In their appeal, the VGFN said that s. 32(1) of the Charter, which identifies certain government entities bound by it, including federal and provincial legislatures and governments, did not apply to the self-governing First Nation who was not bound by it.
Simple questions on Indigenous governance have remained unanswered
Ryan Beaton, an expert on constitutional and aboriginal law, said the case was significant because it offered an extended interpretation of s. 25 than ever before.
“The applicability of the Charter was the biggest overarching issue that was addressed,” said Beaton.
“This is really a first major statement from the Supreme Court on how it sees indigenous law and indigenous self government sitting within the Canadian constitutional landscape.”
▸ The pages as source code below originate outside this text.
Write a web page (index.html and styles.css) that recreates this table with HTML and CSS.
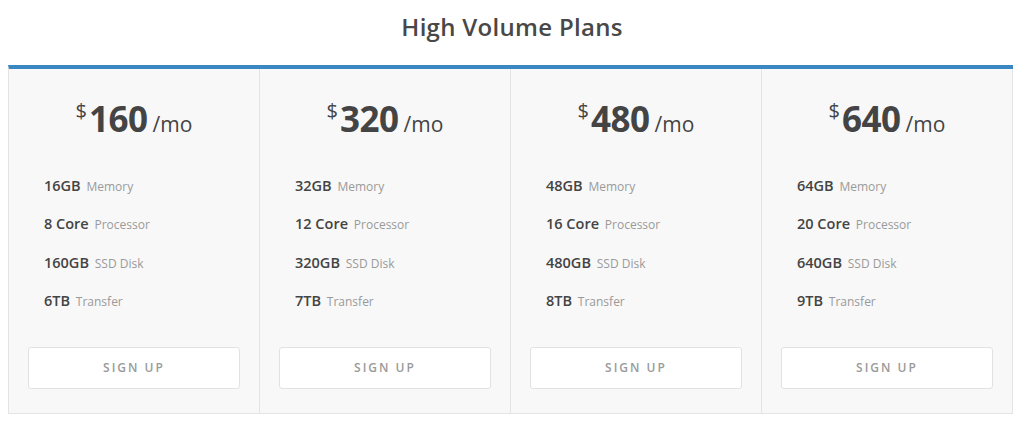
FILE: index.html
```html
<!DOCTYPE html>
<html>
<head>
<meta charset="utf-8">
<link rel="stylesheet" href="styles.css">
</head>
<body>
<h2 class="title">High Volume Plans</h2>
<div class="plans">
  <div class="plan">
    <div class="price"><span class="cur">$</span><span class="amt">160</span><span class="per">/mo</span></div>
    <ul class="specs">
      <li><b>16GB</b> <span>Memory</span></li>
      <li><b>8 Core</b> <span>Processor</span></li>
      <li><b>160GB</b> <span>SSD Disk</span></li>
      <li><b>6TB</b> <span>Transfer</span></li>
    </ul>
    <a class="btn">SIGN UP</a>
  </div>
  <div class="plan">
    <div class="price"><span class="cur">$</span><span class="amt">320</span><span class="per">/mo</span></div>
    <ul class="specs">
      <li><b>32GB</b> <span>Memory</span></li>
      <li><b>12 Core</b> <span>Processor</span></li>
      <li><b>320GB</b> <span>SSD Disk</span></li>
      <li><b>7TB</b> <span>Transfer</span></li>
    </ul>
    <a class="btn">SIGN UP</a>
  </div>
  <div class="plan">
    <div class="price"><span class="cur">$</span><span class="amt">480</span><span class="per">/mo</span></div>
    <ul class="specs">
      <li><b>48GB</b> <span>Memory</span></li>
      <li><b>16 Core</b> <span>Processor</span></li>
      <li><b>480GB</b> <span>SSD Disk</span></li>
      <li><b>8TB</b> <span>Transfer</span></li>
    </ul>
    <a class="btn">SIGN UP</a>
  </div>
  <div class="plan">
    <div class="price"><span class="cur">$</span><span class="amt">640</span><span class="per">/mo</span></div>
    <ul class="specs">
      <li><b>64GB</b> <span>Memory</span></li>
      <li><b>20 Core</b> <span>Processor</span></li>
      <li><b>640GB</b> <span>SSD Disk</span></li>
      <li><b>9TB</b> <span>Transfer</span></li>
    </ul>
    <a class="btn">SIGN UP</a>
  </div>
</div>
</body>
</html>
```
FILE: styles.css
```css
html, body { background: #fff; }
body {
  margin: 0 8px;
  font-family: "Open Sans", "Liberation Sans", sans-serif;
  color: #444;
}
.title {
  margin: 0;
  padding-top: 12px;
  height: 53px;
  box-sizing: border-box;
  text-align: center;
  font-size: 24px;
  font-weight: 600;
  color: #484848;
  line-height: 30px;
  letter-spacing: 0.3px;
}
.plans {
  width: 1005px;
  display: grid;
  grid-template-columns: repeat(4, 1fr);
  border-top: 4px solid #3a88c1;
  border-left: 1px solid #e4e4e4;
  border-bottom: 1px solid #e4e4e4;
  margin-top: 12px;
  box-sizing: border-box;
}
.plan {
  background: #f8f8f8;
  border-right: 1px solid #e4e4e4;
  padding: 0 19px 24px 19px;
  display: flex;
  flex-direction: column;
}
.price {
  text-align: center;
  height: 50px;
  padding-top: 26px;
  color: #444;
  white-space: nowrap;
}
.cur {
  font-size: 20px;
  vertical-align: 14px;
  margin-right: 2px;
}
.amt {
  font-size: 35px;
  font-weight: 700;
  letter-spacing: -0.5px;
}
.per {
  font-size: 21px;
  margin-left: 5px;
}
.specs {
  list-style: none;
  margin: 30.5px 0 0 0;
  padding: 0 0 0 16px;
}
.specs li {
  height: 38.5px;
  line-height: 20px;
  font-size: 14.5px;
  color: #444;
}
.specs b { font-weight: 600; }
.specs span {
  font-size: 12px;
  color: #9a9a9a;
  margin-left: 2px;
}
.btn {
  display: block;
  margin-top: 17.5px;
  height: 42px;
  line-height: 40px;
  box-sizing: border-box;
  background: #fff;
  border: 1px solid #e2e2e2;
  border-radius: 3px;
  text-align: center;
  font-size: 12px;
  font-weight: 600;
  letter-spacing: 2px;
  color: #9a9a9a;
}
```
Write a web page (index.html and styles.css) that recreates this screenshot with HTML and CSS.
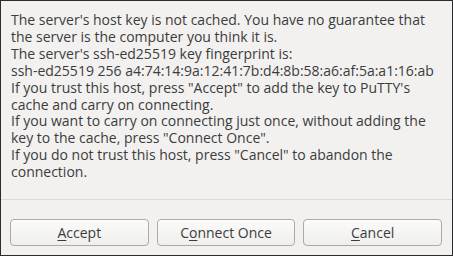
FILE: index.html
```html
<!DOCTYPE html>
<html>
<head>
<meta charset="utf-8">
<link rel="stylesheet" href="styles.css">
</head>
<body>
<div class="dialog">
  <div class="message">
    <span class="line">The server's host key is not cached. You have no guarantee that</span>
    <span class="line">the server is the computer you think it is.</span>
    <span class="line">The server's ssh-ed25519 key fingerprint is:</span>
    <span class="line">ssh-ed25519 256 a4:74:14:9a:12:41:7b:d4:8b:58:a6:af:5a:a1:16:ab</span>
    <span class="line">If you trust this host, press "Accept" to add the key to PuTTY's</span>
    <span class="line">cache and carry on connecting.</span>
    <span class="line">If you want to carry on connecting just once, without adding the</span>
    <span class="line">key to the cache, press "Connect Once".</span>
    <span class="line">If you do not trust this host, press "Cancel" to abandon the</span>
    <span class="line">connection.</span>
  </div>
  <div class="separator"></div>
  <div class="actions">
    <button class="btn"><u>A</u>ccept</button>
    <button class="btn">C<u>o</u>nnect Once</button>
    <button class="btn"><u>C</u>ancel</button>
  </div>
</div>
</body>
</html>
```

FILE: styles.css
```css
html, body {
  margin: 0;
  padding: 0;
}
body {
  width: 453px;
  height: 256px;
  background: #f2f1f0;
  font-family: "Open Sans", "Noto Sans", sans-serif;
  color: #3c3c3c;
}
.dialog {
  box-sizing: border-box;
  width: 453px;
  height: 256px;
  border: 1px solid #2b2b2b;
  background: #f2f1f0;
  display: flex;
  flex-direction: column;
}
.message {
  flex: 1;
  padding: 11px 10px 0 10px;
  display: flex;
  flex-direction: column;
  font-size: 14px;
  line-height: 16.9px;
  white-space: nowrap;
}
.separator {
  height: 1px;
  background: #dcdad6;
}
.actions {
  display: grid;
  grid-template-columns: 1fr 1fr 1fr;
  column-gap: 8px;
  padding: 19px 10px 9px 9px;
}
.btn {
  height: 27px;
  border: 1px solid #abaaa8;
  border-radius: 4px;
  background: linear-gradient(#fbfbfa, #efeeed);
  font-family: "Open Sans", "Noto Sans", sans-serif;
  font-size: 14px;
  color: #3c3c3c;
  padding: 0;
  box-shadow: inset 0 1px 0 #ffffff;
}
.btn u {
  text-decoration-thickness: 1px;
  text-underline-offset: 2px;
}
```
Justices Michelle O’Bonsawin and Sheila Martin concluded that the residency requirement was unconstitutional and should be struck down.
Justice Macolme Rowe, who wrote separately, sided with the VGFN that the Charter did not apply to the VGFN Constitution.
“The residency requirement draws a discriminatory distinction between VGFN citizens that live on the settlement land and those that do not,” read the dissenting opinion.
Beaton said that there are a lot of unsettled issues in Indigenous law.
“For a lot of people I know, and I teach this material for students, it’s surprising that really seemingly basic questions are still unanswered in Canadian law,” said Beaton. “Following the birth of Canada, there was a long period in which courts and governments simply ignored or dismissed or suppressed the existence of Indigenous laws and Indigenous self government for ideological reasons or the sense of that Indigenous peoples did not have real sovereignty, and real legal orders.
“Now that that prejudice has been repudiated, we see a resurfacing and resurgence with all these questions about how Indigenous law works with Canada’s constitutional system, and so it’s for that reason that courts are only now really beginning to grapple with these issues,” said Beaton.
Although there is now a framework for courts to look at to interpret s. 25, Beaton said that more clarity, and an actual legal test for when collective rights trump individual rights is not yet established.